Tracking ML Services with Prometheus and Grafana

03 September 2025
Summary: In this guide, you'll set up Prometheus for metric collection and Grafana for visualization of production ML services. You'll build dashboards for request rate, latency, and xx error ratio, and define basic alerting rules.

Tracking ML Services with Prometheus and Grafana

Introduction

Observability is essential for production ML services. The steps below walk you through collecting metrics with Prometheus, visualizing them with Grafana, and defining simple alert rules.

Prerequisites

  • Linux server or Docker environment
  • Access to ports 9090 (Prometheus) and 3000 (Grafana)
  • A running HTTP API (e.g., FastAPI) — examples use :8000

    Note: Commands are provided in bash blocks; a non-root user with sudo is assumed.


Step 1 — Start Prometheus and define a target

Prometheus is a server that scrapes time-series metrics at regular intervals. First, write a configuration that adds your service as a scrape target.

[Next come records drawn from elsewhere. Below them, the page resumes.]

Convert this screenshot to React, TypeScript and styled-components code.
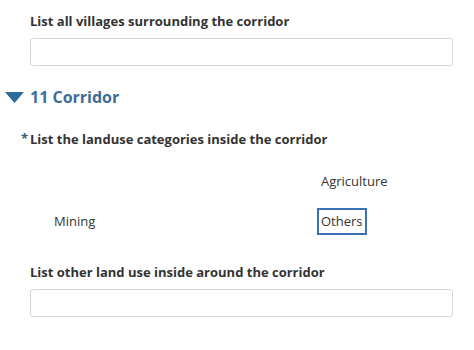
import styled, { createGlobalStyle } from "styled-components";

const GlobalStyle = createGlobalStyle`
  body {
    margin: 0;
    background: #ffffff;
    font-family: "Open Sans", "Liberation Sans", sans-serif;
    color: #333333;
  }
`;

const Page = styled.div`
  width: 474px;
  height: 350px;
  overflow: hidden;
  box-sizing: border-box;
  padding: 12px 21px 0 0;
`;

const Field = styled.div<{ $gap?: number }>`
  padding-left: 30px;
  margin-top: ${(p) => p.$gap ?? 0}px;
`;

const Label = styled.div<{ $required?: boolean }>`
  position: relative;
  font-size: 13px;
  font-weight: 700;
  line-height: 18px;
  color: #333333;
  margin-bottom: 8px;
  &::before {
    content: ${(p) => (p.$required ? '"*"' : "none")};
    position: absolute;
    left: -9px;
    top: -1px;
    color: #3d5a78;
  }
`;

const TextBox = styled.div`
  height: 28px;
  box-sizing: border-box;
  border: 1px solid #d6d6d6;
  border-radius: 3px;
  background: #ffffff;
`;

const Section = styled.div`
  display: flex;
  align-items: center;
  margin: 20px 0 22px;
  color: #3c6d99;
  font-size: 16px;
  font-weight: 700;
`;

const Caret = styled.svg`
  width: 19px;
  height: 11px;
  margin: 0 6px 0 5px;
`;

const Options = styled.div`
  display: grid;
  grid-template-columns: 267px auto;
  row-gap: 13px;
  padding: 12px 0 0 24px;
  font-size: 13px;
`;

const Option = styled.span<{ $focused?: boolean }>`
  justify-self: start;
  line-height: 21px;
  padding: 1px 2px;
  border: 2px solid ${(p) => (p.$focused ? "#3a72b5" : "transparent")};
  margin-left: -4px;
`;

export default function App() {
  return (
    <Page>
      <GlobalStyle />
      <Field>
        <Label>List all villages surrounding the corridor</Label>
        <TextBox />
      </Field>
      <Section>
        <Caret viewBox="0 0 19 11">
          <path d="M0 0 H19 L9.5 11 Z" fill="#2d6aa0" />
        </Caret>
        11 Corridor
      </Section>
      <Field>
        <Label $required>List the landuse categories inside the corridor</Label>
        <Options>
          <Option />
          <Option>Agriculture</Option>
          <Option>Mining</Option>
          <Option $focused>Others</Option>
        </Options>
      </Field>
      <Field $gap={28}>
        <Label>List other land use inside around the corridor</Label>
        <TextBox />
      </Field>
    </Page>
  );
}
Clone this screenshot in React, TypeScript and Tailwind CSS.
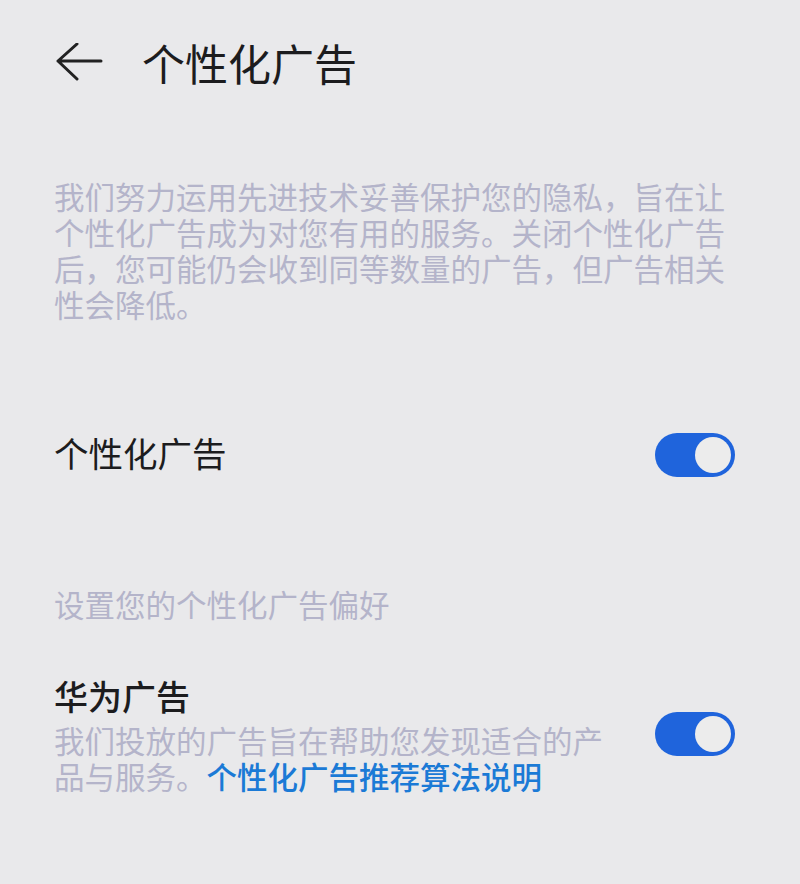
import { useState } from 'react';

const FONT = '"Noto Sans CJK SC", "Noto Sans", sans-serif';

interface ToggleProps {
  on: boolean;
  onChange: (v: boolean) => void;
  className?: string;
}

function Toggle({ on, onChange, className = '' }: ToggleProps) {
  return (
    <button
      onClick={() => onChange(!on)}
      className={`flex h-[44px] w-[80px] shrink-0 items-center rounded-full p-[4px] ${
        on ? 'justify-end bg-[#1f64dc]' : 'justify-start bg-[#c4c4cc]'
      } ${className}`}
    >
      <span className="block h-[36px] w-[36px] rounded-full bg-[#ececec]" />
    </button>
  );
}

export default function App() {
  const [personal, setPersonal] = useState(true);
  const [huawei, setHuawei] = useState(true);

  return (
    <div className="min-h-screen w-full bg-[#e9e9eb]" style={{ fontFamily: FONT }}>
      {/* cabecera */}
      <header className="flex h-[126px] items-start pt-[35px] pl-[55px]">
        <svg width="48" height="40" viewBox="0 0 48 40" fill="none" className="mt-[8px]">
          <path
            d="M46 18H3M22 1L3 18L22 36"
            stroke="#222"
            strokeWidth="3"
            strokeLinecap="round"
            strokeLinejoin="round"
          />
        </svg>
        <h1 className="ml-[39px] text-[43px] leading-[54px] font-normal text-[#1c1c1e]">个性化广告</h1>
      </header>

      <div className="px-[54px]">
        <p className="pt-[52px] text-[30.5px] leading-[36px] text-[#b4b4ca]">
          我们努力运用先进技术妥善保护您的隐私，旨在让个性化广告成为对您有用的服务。关闭个性化广告后，您可能仍会收到同等数量的广告，但广告相关性会降低。
        </p>

        <div className="mt-[108px] flex items-center justify-between pr-[11px]">
          <span className="text-[34.5px] leading-[44px] text-[#1c1c1e]">个性化广告</span>
          <Toggle on={personal} onChange={setPersonal} className="translate-y-[3px]" />
        </div>

        <p className="mt-[112px] text-[30.5px] leading-[36px] text-[#b4b4ca]">设置您的个性化广告偏好</p>

        <div className="mt-[52px] flex items-center justify-between pr-[11px]">
          <div className="w-[560px]">
            <div className="text-[34px] leading-[44px] font-medium text-[#1c1c1e]">华为广告</div>
            <p className="mt-[4px] text-[30.5px] leading-[36px] text-[#b4b4ca]">
              我们投放的广告旨在帮助您发现适合的产品与服务。
              <span className="font-medium text-[#1b7ad6]">个性化广告推荐算法说明</span>
            </p>
          </div>
          <Toggle on={huawei} onChange={setHuawei} />
        </div>
      </div>
    </div>
  );
}
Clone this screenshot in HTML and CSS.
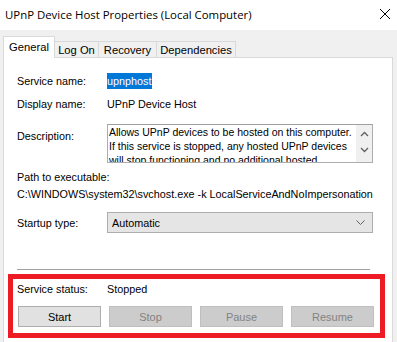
FILE: index.html
```html
<!DOCTYPE html>
<html>
<head>
<meta charset="utf-8">
<link rel="stylesheet" href="styles.css">
</head>
<body>
<div class="window">
  <div class="titlebar">
    <span class="title">UPnP Device Host Properties (Local Computer)</span>
    <svg class="close" width="12" height="12" viewBox="0 0 12 12"><path d="M1 1 L11 11 M11 1 L1 11" stroke="#000" stroke-width="1" fill="none"/></svg>
  </div>
  <div class="tabs">
    <div class="tab active w-general">General</div>
    <div class="tab w-logon">Log On</div>
    <div class="tab w-recovery">Recovery</div>
    <div class="tab w-deps">Dependencies</div>
  </div>
  <div class="panel">
    <div class="form">
      <div class="row r-name"><span class="label">Service name:</span><span class="value"><span class="sel">upnphost</span></span></div>
      <div class="row r-display"><span class="label">Display name:</span><span class="value">UPnP Device Host</span></div>
      <div class="row r-desc">
        <span class="label desc-label">Description:</span>
        <div class="textbox">
          <div class="tb-text">Allows UPnP devices to be hosted on this computer.<br>If this service is stopped, any hosted UPnP devices<br>will stop functioning and no additional hosted<br>UPnP devices can be added.</div>
          <div class="scrollbar">
            <svg width="9" height="6" viewBox="0 0 9 6"><path d="M1 5 L4.5 1.5 L8 5" stroke="#606060" stroke-width="1.3" fill="none"/></svg>
            <svg width="9" height="6" viewBox="0 0 9 6"><path d="M1 1 L4.5 4.5 L8 1" stroke="#606060" stroke-width="1.3" fill="none"/></svg>
          </div>
        </div>
      </div>
      <div class="line p-label">Path to executable:</div>
      <div class="line p-value">C:\WINDOWS\system32\svchost.exe -k LocalServiceAndNoImpersonation</div>
      <div class="row r-startup">
        <span class="label">Startup type:</span>
        <div class="combo"><span>Automatic</span>
          <svg width="9" height="5" viewBox="0 0 9 5"><path d="M0.5 0.5 L4.5 4.5 L8.5 0.5" stroke="#606060" stroke-width="1" fill="none"/></svg>
        </div>
      </div>
      <div class="separator"></div>
    </div>
    <div class="status-box">
      <div class="row r-status"><span class="label">Service status:</span><span class="value">Stopped</span></div>
      <div class="buttons">
        <button class="btn">Start</button>
        <button class="btn disabled">Stop</button>
        <button class="btn disabled">Pause</button>
        <button class="btn disabled">Resume</button>
      </div>
    </div>
  </div>
</div>
</body>
</html>
```
FILE: styles.css
```css
html, body {
  margin: 0;
  padding: 0;
}
body {
  width: 397px;
  height: 342px;
  overflow: hidden;
  background: #f0f0f0;
  font-family: "Liberation Sans", Arial, sans-serif;
  font-size: 10.8px;
  color: #000;
}
.titlebar {
  height: 30px;
  background: #fff;
  display: flex;
  align-items: center;
  justify-content: space-between;
  padding: 0 6px 0 5px;
}
.title {
  font-family: "Open Sans", "Noto Sans", sans-serif;
  font-size: 11.4px;
  margin-top: -1px;
}
.close {
  margin-top: -2px;
}
.tabs {
  height: 27px;
  display: flex;
  align-items: flex-end;
  padding-left: 3px;
}
.tab {
  box-sizing: border-box;
  height: 16px;
  border: 1px solid #d9d9d9;
  border-bottom: none;
  background: #f0f0f0;
  display: flex;
  align-items: center;
  justify-content: center;
  font-size: 11.2px;
  margin-left: -1px;
}
.tab.active {
  height: 22px;
  margin-bottom: -1px;
  margin-left: 0;
  background: #fff;
  position: relative;
  z-index: 1;
  align-items: flex-start;
  padding-top: 4px;
}
.w-general { width: 52px; }
.w-logon { width: 45px; }
.w-recovery { width: 59px; }
.w-deps { width: 80px; }
.panel {
  box-sizing: border-box;
  margin-left: 3px;
  width: 390px;
  height: 300px;
  background: #fff;
  border: 1px solid #d9d9d9;
}
.form {
  padding-left: 13px;
}
.row {
  display: flex;
  align-items: flex-start;
}
.label {
  width: 90px;
  flex: none;
  line-height: 16px;
}
.value {
  line-height: 16px;
}
.sel {
  background: #0078d7;
  color: #fff;
  padding: 0 1px 0 0;
  display: inline-block;
}
.r-name { margin-top: 15px; }
.r-display { margin-top: 7px; }
.r-desc { margin-top: 12px; }
.desc-label { padding-top: 4px; }
.textbox {
  box-sizing: border-box;
  width: 266px;
  height: 39px;
  border: 1px solid #adadad;
  border-top-color: #a0a0a0;
  display: flex;
  overflow: hidden;
}
.tb-text {
  flex: 1;
  padding: 0 0 0 1px;
  line-height: 14px;
  font-size: 10.5px;
  white-space: nowrap;
  overflow: hidden;
}
.scrollbar {
  width: 16px;
  flex: none;
  background: #f0f0f0;
  display: flex;
  flex-direction: column;
  align-items: center;
  justify-content: space-between;
  padding: 6px 0 9px;
  box-sizing: border-box;
}
.line { line-height: 16px; }
.p-label { margin-top: 6px; }
.p-value { margin-top: 1px; white-space: nowrap; }
.r-startup { margin-top: 10px; align-items: center; }
.combo {
  box-sizing: border-box;
  width: 266px;
  height: 21px;
  background: #e5e5e5;
  border: 1px solid #adadad;
  display: flex;
  align-items: center;
  justify-content: space-between;
  padding: 0 7px 0 4px;
}
.separator {
  margin-top: 36px;
  width: 353px;
  height: 1px;
  background: #a0a0a0;
}
.status-box {
  box-sizing: border-box;
  margin: 4px 0 0 4px;
  width: 377px;
  height: 64px;
  border: 5px solid #ed1c24;
  padding: 2px 0 0 4px;
}
.buttons {
  display: flex;
  gap: 8px;
  margin-top: 9px;
  padding-left: 1px;
}
.btn {
  box-sizing: border-box;
  width: 83px;
  height: 21px;
  background: #e1e1e1;
  border: 1px solid #adadad;
  font-family: "Liberation Sans", Arial, sans-serif;
  font-size: 11px;
  color: #000;
  padding: 0;
  margin: 0;
}
.btn.disabled {
  background: #cccccc;
  border-color: #bfbfbf;
  color: #838383;
}
```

Configuration (prometheus.yml):

global:
  scrape_interval: 15s

scrape_configs:
  - job_name: "ml-service"
    metrics_path: /metrics
    static_configs:
      - targets: ["host.docker.internal:8000"]  # On Linux you may prefer localhost:8000

Start Prometheus:

docker run -d --name prom   -p 9090:9090   -v "$PWD/prometheus.yml:/etc/prometheus/prometheus.yml"   prom/prometheus

Verify:

curl -s localhost:9090/-/ready  # Expect 200 OK

Step 2 — Add a Prometheus exporter to your app (FastAPI example)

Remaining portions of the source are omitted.